Впрочем, в больнице все шло так, как было заведено еще при Вильчуре. В течение нескольких месяцев закончили строительство нового корпуса, а количество пациентов, поначалу значительно сократившееся, снова вернулось к прежнему уровню. Изменения, которые ввел доктор Добранецкий, были незначительными. Только и всего, что ликвидировали бесплатные места для бедных детей и уволили несколько человек персонала без ущерба для работы больницы. Первым подал заявление об уходе доктор Скужень – после довольно неприятной ссоры с шефом именно из-за этих самых бедных детей; потом уволили бухгалтера Михаляка и секретаршу панну Яновичувну, которая строила из себя невесть что, пыталась обсуждать распоряжения доктора Добранецкого и к тому же раздражала шефа своим поведением, лишенным должного почтения и уважения к нему.
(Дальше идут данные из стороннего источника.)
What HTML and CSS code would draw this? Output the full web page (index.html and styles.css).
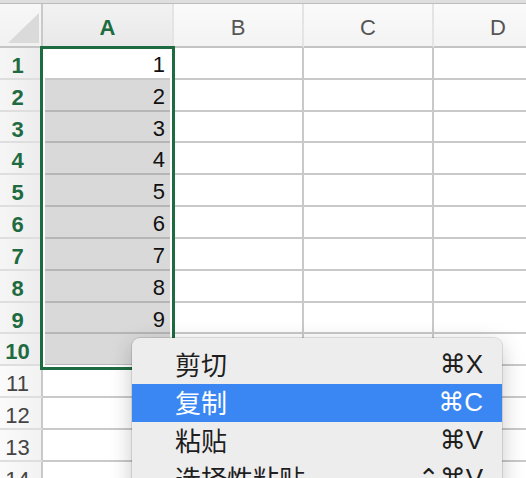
FILE: index.html
```html
<!DOCTYPE html>
<html lang="zh">
<head>
    <meta charset="UTF-8">
    <meta name="viewport" content="width=device-width, initial-scale=1.0">
    <title>表格</title>
    <link rel="stylesheet" href="styles.css">
</head>
<body>
    <div class="topbar"></div>
    <div class="sheet">
        <div class="corner">
            <svg width="43" height="42" viewBox="0 0 43 42"><polygon points="8,39 39,39 39,9" fill="#dadada"/></svg>
        </div>
        <div class="colhead sel">A</div>
        <div class="colhead">B</div>
        <div class="colhead">C</div>
        <div class="colhead">D</div>

        <div class="rowhead sel">1</div><div class="cell active">1</div><div class="cell"></div><div class="cell"></div><div class="cell"></div>
        <div class="rowhead sel">2</div><div class="cell fill">2</div><div class="cell"></div><div class="cell"></div><div class="cell"></div>
        <div class="rowhead sel">3</div><div class="cell fill">3</div><div class="cell"></div><div class="cell"></div><div class="cell"></div>
        <div class="rowhead sel">4</div><div class="cell fill">4</div><div class="cell"></div><div class="cell"></div><div class="cell"></div>
        <div class="rowhead sel">5</div><div class="cell fill">5</div><div class="cell"></div><div class="cell"></div><div class="cell"></div>
        <div class="rowhead sel">6</div><div class="cell fill">6</div><div class="cell"></div><div class="cell"></div><div class="cell"></div>
        <div class="rowhead sel">7</div><div class="cell fill">7</div><div class="cell"></div><div class="cell"></div><div class="cell"></div>
        <div class="rowhead sel">8</div><div class="cell fill">8</div><div class="cell"></div><div class="cell"></div><div class="cell"></div>
        <div class="rowhead sel">9</div><div class="cell fill">9</div><div class="cell"></div><div class="cell"></div><div class="cell"></div>
        <div class="rowhead sel">10</div><div class="cell fill">10</div><div class="cell"></div><div class="cell"></div><div class="cell"></div>
        <div class="rowhead">11</div><div class="cell"></div><div class="cell"></div><div class="cell"></div><div class="cell"></div>
        <div class="rowhead">12</div><div class="cell"></div><div class="cell"></div><div class="cell"></div><div class="cell"></div>
        <div class="rowhead">13</div><div class="cell"></div><div class="cell"></div><div class="cell"></div><div class="cell"></div>
        <div class="rowhead">14</div><div class="cell"></div><div class="cell"></div><div class="cell"></div><div class="cell"></div>
    </div>

    <div class="selection"></div>

    <div class="menu">
        <div class="item"><span>剪切</span><span class="key">⌘X</span></div>
        <div class="item active"><span>复制</span><span class="key">⌘C</span></div>
        <div class="item"><span>粘贴</span><span class="key">⌘V</span></div>
        <div class="item"><span>选择性粘贴</span><span class="key">⌃⌘V</span></div>
    </div>
</body>
</html>
```

FILE: styles.css
```css
body {
    margin: 0;
    background-color: #ffffff;
    font-family: 'Liberation Sans', Arial, 'Noto Sans CJK SC', sans-serif;
    overflow: hidden;
    width: 526px;
    height: 478px;
    position: relative;
}

.topbar {
    height: 3px;
    background-color: #dedede;
    border-bottom: 1px solid #bdbdbd;
}

.sheet {
    display: grid;
    grid-template-columns: 43px 131px 130px 130px 130px;
    grid-template-rows: 44px;
    grid-auto-rows: 31.83px;
    width: 564px;
}

.sheet > div {
    box-sizing: border-box;
}

.corner {
    background: linear-gradient(#f7f7f7, #f1f1f1);
    border-right: 2px solid #c9c9c9;
    border-bottom: 2px solid #c4c4c4;
    overflow: hidden;
}

.corner svg {
    display: block;
}

.colhead {
    background: linear-gradient(#fafafa, #f3f3f3);
    border-right: 2px solid #e4e4e4;
    border-bottom: 2px solid #c4c4c4;
    font-size: 22px;
    color: #555;
    text-align: center;
    line-height: 44px;
    padding-top: 2px;
}

.colhead.sel {
    background: linear-gradient(#f2f2f2, #e9e9e9);
    color: #1f6b41;
    font-weight: bold;
}

.rowhead {
    background: linear-gradient(to right, #fbfbfb, #f2f2f2);
    border-right: 2px solid #c9c9c9;
    border-bottom: 2px solid #dedede;
    font-size: 22px;
    color: #444;
    text-align: center;
    padding-right: 6px;
    padding-top: 5px;
    line-height: 26px;
}

.rowhead.sel {
    background: linear-gradient(to right, #f6f6f6, #ececec);
    color: #1f6b41;
    font-weight: bold;
}

.cell {
    border-right: 2px solid #c9c9c9;
    border-bottom: 2px solid #c9c9c9;
    font-size: 22px;
    color: #111;
    text-align: right;
    padding-right: 7px;
    padding-top: 4px;
    line-height: 26px;
}

.cell.fill {
    background-color: #dad9da;
    border-bottom-color: #b6b6b6;
}

.selection {
    position: absolute;
    left: 40px;
    top: 46px;
    width: 135px;
    height: 324px;
    box-sizing: border-box;
    border: 3px solid #1f6b41;
    box-shadow: inset 0 0 0 2px #ffffff;
}

.menu {
    position: absolute;
    left: 132px;
    top: 338px;
    width: 370px;
    padding-top: 8px;
    background-color: #ededed;
    border-radius: 8px;
    box-shadow: 0 0 0 1px rgba(0, 0, 0, 0.1), 0 6px 22px rgba(0, 0, 0, 0.22);
}

.item {
    display: flex;
    justify-content: space-between;
    align-items: center;
    box-sizing: border-box;
    height: 38px;
    padding: 0 19px 4px 43px;
    font-family: 'Noto Sans CJK SC', sans-serif;
    font-size: 26px;
    color: #1e1e1e;
}

.item .key {
    font-family: 'Liberation Sans', 'DejaVu Sans', sans-serif;
    padding-top: 3px;
}

.item.active {
    background-color: #3a87f4;
    color: #ffffff;
}
```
Ее поведение было тем более вопиющим, если учесть, что новый руководитель несколько подтянул и ужесточил дисциплину в больнице, где до сих пор царил довольно-таки патриархальный, почти домашний уклад. Одновременно серьезно вырос и престиж самого доктора Добранецкого, причем не только в руководимой им больнице.
Новые выборы в Хирургическом обществе принесли ему почетную должность председателя, а год спустя он унаследовал кафедру исчезнувшего Вильчура, получил профессорское звание и, будучи очень талантливым врачом и деловым человеком, постепенно, но уверенно приобретал состояние и славу.
С течением времени название «Больница доктора Вильчура» становилось все более необоснованным анахронизмом. Так что никого не удивило, когда наконец – с согласия куратора – это название изменили на «Больница имени доктора Вильчура». В связи с этим была издана довольно пространная биография, написанная доктором Добранецким и называвшаяся «Профессор Рафал Вильчур – гениальный хирург».
Это произведение заканчивалось словами: «Отдавая дань памяти незабвенному прекрасному Человеку, мудрому Учителю и великому Ученому, польская медицина погрузилась в траур в связи с его трагическим исчезновением, которое, к сожалению, уже, наверное, навсегда останется покрытым мраком болезненной тайны».
Старший сержант полиции в Хотымове Виктор Каня бездельничал за канцелярским столом, застеленным чистой зеленой бумагой, и время от времени зевал, поглядывая в окно. Участок помещался в маленьком домике, самом последнем на окраине городка. Из окна открывался просторный вид на поля, уже покрывшиеся густой зеленью, на берег озера, где как раз развесили сети для просушки, на темную полосу леса, на краю которого дымилась труба лесопилки Хасфельда, и на дорогу к этой лесопилке, по которой вышагивал заместитель Кани, участковый Собчак с каким-то высоким худым бородачом.